Naga (Sanskrit, m., नाग, nāga, ‚Schlange‘; weibliche Form = nagi oder nagini) bezeichnet in der indischen Mythologie ein Schlangenwesen oder eine Schlangengottheit. Es gibt verschiedene Darstellungsformen: Entweder mit vollständiger Schlangengestalt, als Mensch mit Schlangenkopf oder mit menschlichem Körper, der in einer Schlangengestalt ausläuft. Häufig sind auch Darstellungen mit mehrköpfigen Schlangen, beziehungsweise einer mehrköpfigen Kobrahaube. Im Nordosten Indiens existiert eine spezielle Schlangengöttin mit Namen Manasa.

Nagas in der indischen Mythologie

Nagas sind als Wesen mit magischen Fähigkeiten bekannt und können jederzeit menschliche Gestalt annehmen. Gelegentlich sollen sie ihr Reich verlassen und sich unter die Menschen mischen. Sie gelten als Wächter von Übergängen, Schwellen und Türen, besonders auch im symbolischen Sinn. Erzfeind der Nagas ist Garuda, das Begleittier von Vishnu. Darstellungen des Riesenvogels zeigen diesen oft mit Nagas in seinen Klauen.

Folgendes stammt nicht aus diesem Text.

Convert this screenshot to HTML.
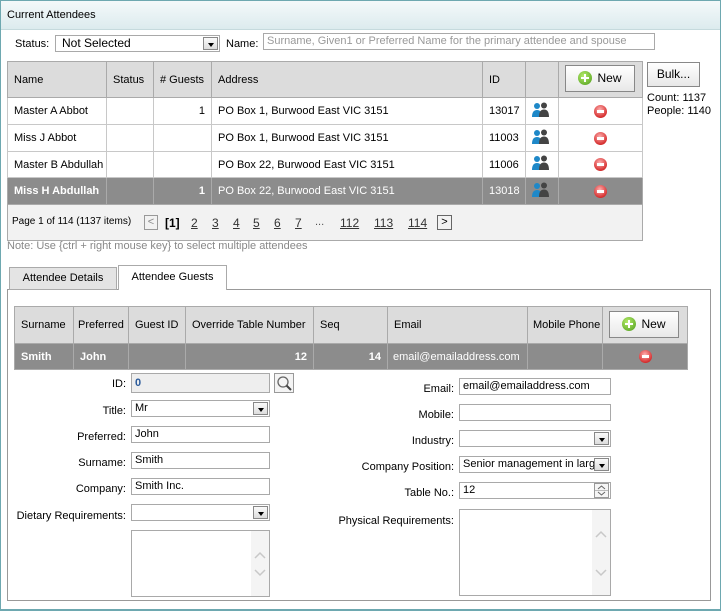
<!DOCTYPE html>
<html><head><style>
*{box-sizing:border-box;margin:0;padding:0}
body{width:721px;height:611px;background:#fff;font-family:"Liberation Sans",Arial,sans-serif;font-size:11px;color:#000;position:relative;overflow:hidden}
.a{position:absolute}
.frame{left:0;top:0;width:721px;height:611px;border:1px solid #6ea8b0;border-bottom-width:2px}
.hdr{left:1px;top:1px;width:719px;height:29px;background:linear-gradient(#f4f9fa,#dcebee);border-bottom:1px solid #c5dadd}
.inp{position:absolute;border:1px solid #a9a9a9;background:#fff;height:17px;line-height:15px;padding-left:3px;white-space:nowrap;overflow:hidden}
.dd{position:absolute;right:1px;top:1px;width:15px;height:13px;border:1px solid #888;background:linear-gradient(#fafafa,#ddd)}
.dd:after{content:"";position:absolute;left:4px;top:5px;border-left:3px solid transparent;border-right:3px solid transparent;border-top:4px solid #000}
table{border-collapse:collapse;position:absolute;table-layout:fixed}
td{border:1px solid #c8c8c8;padding:0 6px;white-space:nowrap;overflow:hidden}
tr.h td{background:#dcdcdc;border-color:#aaa}
tr.s td{background:#8c8c8c;color:#fff;font-weight:bold;border-color:#aaa}
.r{text-align:right}
.btn{position:absolute;border:1px solid #888;background:linear-gradient(#fff,#e8e8e8);text-align:center}
.plus{display:inline-block;width:14px;height:14px;border-radius:50%;background:radial-gradient(circle at 40% 35%,#b5ec6a,#4c9a1a);vertical-align:-3px;margin-right:5px;position:relative}
.plus:before{content:"";position:absolute;left:3px;top:6px;width:8px;height:2px;background:#fff}
.plus:after{content:"";position:absolute;left:6px;top:3px;width:2px;height:8px;background:#fff}
.minus{display:inline-block;width:13px;height:13px;border-radius:50%;background:radial-gradient(circle at 45% 35%,#ffb0b0,#d63030 70%,#b01818);position:relative;vertical-align:middle}
.minus:before{content:"";position:absolute;left:3px;top:5px;width:7px;height:3px;background:#fff}
.lbl{position:absolute;text-align:right;white-space:nowrap}
.pg{position:absolute;top:216px;text-decoration:underline;color:#333;font-size:12px}
.ta{position:absolute;border:1px solid #a9a9a9;background:#fff}
.ta .sb{position:absolute;right:0;top:0;bottom:0;width:18px;background:#f4f4f4}
</style></head><body>
<svg width="0" height="0" style="position:absolute"><defs>
<symbol id="ppl" viewBox="0 0 18 16"><circle cx="5" cy="4" r="3" fill="#1e88c8"/><path d="M0 15 Q0 8 5 8 Q10 8 10 15Z" fill="#1e88c8"/><circle cx="12" cy="3.5" r="3" fill="#444"/><path d="M7 15 Q7 7.5 12 7.5 Q17 7.5 17 15Z" fill="#444"/></symbol>
<symbol id="chev" viewBox="0 0 18 50"><path d="M4 20 L9 15 L14 20" fill="none" stroke="#c8c8c8" stroke-width="1.5"/><path d="M4 35 L9 40 L14 35" fill="none" stroke="#c8c8c8" stroke-width="1.5"/></symbol>
</defs></svg>
<div class="a frame"></div>
<div class="a hdr"></div>
<div class="a" style="left:7px;top:9px">Current Attendees</div>

<div class="a" style="left:15px;top:38px">Status:</div>
<div class="inp" style="left:55px;top:35px;width:165px;font-size:12px;padding-left:6px">Not Selected<div class="dd"></div></div>
<div class="a" style="left:226px;top:38px">Name:</div>
<div class="inp" style="left:263px;top:33px;width:392px;color:#999;font-size:11px">Surname, Given1 or Preferred Name for the primary attendee and spouse</div>

<table style="left:7px;top:61px;width:635px">
<colgroup><col style="width:99px"><col style="width:47px"><col style="width:58px"><col style="width:271px"><col style="width:43px"><col style="width:33px"><col style="width:84px"></colgroup>
<tr class="h" style="height:36px"><td>Name</td><td>Status</td><td># Guests</td><td>Address</td><td>ID</td><td></td><td></td></tr>
<tr style="height:27px"><td>Master A Abbot</td><td></td><td class="r">1</td><td>PO Box 1, Burwood East VIC 3151</td><td>13017</td><td><svg width="18" height="16"><use href="#ppl"/></svg></td><td style="text-align:center"><span class="minus"></span></td></tr>
<tr style="height:27px"><td>Miss J Abbot</td><td></td><td></td><td>PO Box 1, Burwood East VIC 3151</td><td>11003</td><td><svg width="18" height="16"><use href="#ppl"/></svg></td><td style="text-align:center"><span class="minus"></span></td></tr>
<tr style="height:26px"><td>Master B Abdullah</td><td></td><td></td><td>PO Box 22, Burwood East VIC 3151</td><td>11006</td><td><svg width="18" height="16"><use href="#ppl"/></svg></td><td style="text-align:center"><span class="minus"></span></td></tr>
<tr class="s" style="height:27px"><td>Miss H Abdullah</td><td></td><td class="r">1</td><td style="font-weight:normal">PO Box 22, Burwood East VIC 3151</td><td style="font-weight:normal">13018</td><td><svg width="18" height="16"><use href="#ppl"/></svg></td><td style="text-align:center"><span class="minus"></span></td></tr>
<tr style="height:36px"><td colspan="7" style="background:#f2f2f2;border-color:#aaa"></td></tr>
</table>
<div class="btn" style="left:565px;top:65px;width:70px;height:27px;line-height:25px;font-size:12px"><span class="plus"></span>New</div>
<div class="btn" style="left:647px;top:62px;width:53px;height:25px;line-height:23px;font-size:12px">Bulk...</div>
<div class="a" style="left:647px;top:92px;line-height:13px">Count: 1137<br>People: 1140</div>

<div class="a" style="left:12px;top:216px;font-size:10px">Page 1 of 114 (1137 items)</div>
<div class="a" style="left:144px;top:215px;width:14px;height:15px;border:1px solid #999;color:#888;text-align:center;line-height:12px">&lt;</div>
<div class="a" style="left:165px;top:216px;font-weight:bold;font-size:12px">[1]</div>
<div class="pg" style="left:191px">2</div><div class="pg" style="left:212px">3</div><div class="pg" style="left:233px">4</div><div class="pg" style="left:253px">5</div><div class="pg" style="left:274px">6</div><div class="pg" style="left:295px">7</div>
<div class="a" style="left:315px;top:216px;color:#555">...</div>
<div class="pg" style="left:340px">112</div><div class="pg" style="left:374px">113</div><div class="pg" style="left:408px">114</div>
<div class="a" style="left:437px;top:215px;width:15px;height:15px;border:1px solid #666;text-align:center;line-height:12px">&gt;</div>

<div class="a" style="left:7px;top:240px;color:#888">Note: Use {ctrl + right mouse key} to select multiple attendees</div>

<div class="a" style="left:7px;top:289px;width:704px;height:312px;border:1px solid #999"></div>
<div class="a" style="left:9px;top:267px;width:108px;height:23px;border:1px solid #aaa;background:#e4e4e4;text-align:center;line-height:21px">Attendee Details</div>
<div class="a" style="left:118px;top:265px;width:109px;height:25px;border:1px solid #aaa;border-bottom:none;background:#fff;text-align:center;line-height:23px">Attendee Guests</div>

<table style="left:14px;top:306px;width:673px">
<colgroup><col style="width:59px"><col style="width:55px"><col style="width:57px"><col style="width:128px"><col style="width:74px"><col style="width:140px"><col style="width:75px"><col style="width:85px"></colgroup>
<tr class="h" style="height:37px"><td>Surname</td><td style="padding:0 4px">Preferred</td><td>Guest ID</td><td>Override Table Number</td><td>Seq</td><td>Email</td><td style="padding:0 5px">Mobile Phone</td><td></td></tr>
<tr class="s" style="height:26px"><td>Smith</td><td>John</td><td></td><td class="r">12</td><td class="r">14</td><td style="padding:0 5px;font-weight:normal">email@emailaddress.com</td><td></td><td style="text-align:center"><span class="minus"></span></td></tr>
</table>
<div class="btn" style="left:609px;top:311px;width:70px;height:27px;line-height:25px;font-size:12px"><span class="plus"></span>New</div>

<div class="lbl" style="right:595px;top:378px">ID:</div>
<div class="inp" style="left:131px;top:373px;width:139px;height:20px;line-height:18px;background:#eee;color:#2a5a9a;font-weight:bold">0</div>
<div class="a" style="left:274px;top:373px;width:20px;height:20px;border:1px solid #999;background:#f4f4f4"><svg width="18" height="18"><circle cx="8" cy="8" r="5" fill="none" stroke="#666" stroke-width="1.3"/><line x1="11.5" y1="11.5" x2="16" y2="16" stroke="#444" stroke-width="2"/></svg></div>
<div class="lbl" style="right:595px;top:405px">Title:</div>
<div class="inp" style="left:131px;top:400px;width:139px">Mr<div class="dd"></div></div>
<div class="lbl" style="right:595px;top:431px">Preferred:</div>
<div class="inp" style="left:131px;top:426px;width:139px">John</div>
<div class="lbl" style="right:595px;top:457px">Surname:</div>
<div class="inp" style="left:131px;top:452px;width:139px">Smith</div>
<div class="lbl" style="right:595px;top:483px">Company:</div>
<div class="inp" style="left:131px;top:478px;width:139px">Smith Inc.</div>
<div class="lbl" style="right:595px;top:510px">Dietary Requirements:</div>
<div class="inp" style="left:131px;top:504px;width:139px"><div class="dd"></div></div>
<div class="ta" style="left:131px;top:530px;width:139px;height:67px"><div class="sb"><svg width="18" height="65" viewBox="0 0 18 65"><path d="M4 27 L9 22 L14 27" fill="none" stroke="#c8c8c8" stroke-width="1.5"/><path d="M4 39 L9 44 L14 39" fill="none" stroke="#c8c8c8" stroke-width="1.5"/></svg></div></div>

<div class="lbl" style="right:267px;top:383px">Email:</div>
<div class="inp" style="left:459px;top:378px;width:152px">email@emailaddress.com</div>
<div class="lbl" style="right:267px;top:409px">Mobile:</div>
<div class="inp" style="left:459px;top:404px;width:152px"></div>
<div class="lbl" style="right:267px;top:435px">Industry:</div>
<div class="inp" style="left:459px;top:430px;width:152px"><div class="dd"></div></div>
<div class="lbl" style="right:267px;top:461px">Company Position:</div>
<div class="inp" style="left:459px;top:456px;width:152px">Senior management in larg<div class="dd"></div></div>
<div class="lbl" style="right:267px;top:487px">Table No.:</div>
<div class="inp" style="left:459px;top:482px;width:152px">12<div class="a" style="right:1px;top:0px;width:15px;height:15px;border:1px solid #999;background:#f6f6f6"><svg width="13" height="13"><path d="M3 5 L6.5 2 L10 5" fill="none" stroke="#666"/><path d="M3 8 L6.5 11 L10 8" fill="none" stroke="#666"/><line x1="0" y1="6.5" x2="13" y2="6.5" stroke="#bbb"/></svg></div></div>
<div class="lbl" style="right:267px;top:515px">Physical Requirements:</div>
<div class="ta" style="left:459px;top:509px;width:152px;height:87px"><div class="sb"><svg width="18" height="85" viewBox="0 0 18 85"><path d="M4 27 L9 22 L14 27" fill="none" stroke="#c8c8c8" stroke-width="1.5"/><path d="M4 60 L9 65 L14 60" fill="none" stroke="#c8c8c8" stroke-width="1.5"/></svg></div></div>
</body></html>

Sehr oft werden die Wörter für Schlangen, Schlangendämonen, Nagas, halb-menschlichen, halb-schlangenhaften Wesen nicht unterschieden. Mehrere wichtige Schlangen jedoch tragen Namen. In der hinduistischen Mythologie etwa ist es Shesha („der Bleibende, der Rest“), der die Erde trägt, ein anderes Wort ist Ananta („der Unendliche“), die auf dem Wasser liegende Schlange, auf welcher Vishnu in seiner Form als Narayan in kosmischem Schlaf ruht. In ganz Indien ist außerdem die häufig dargestellte Legende von Krishna und Kaliya bekannt.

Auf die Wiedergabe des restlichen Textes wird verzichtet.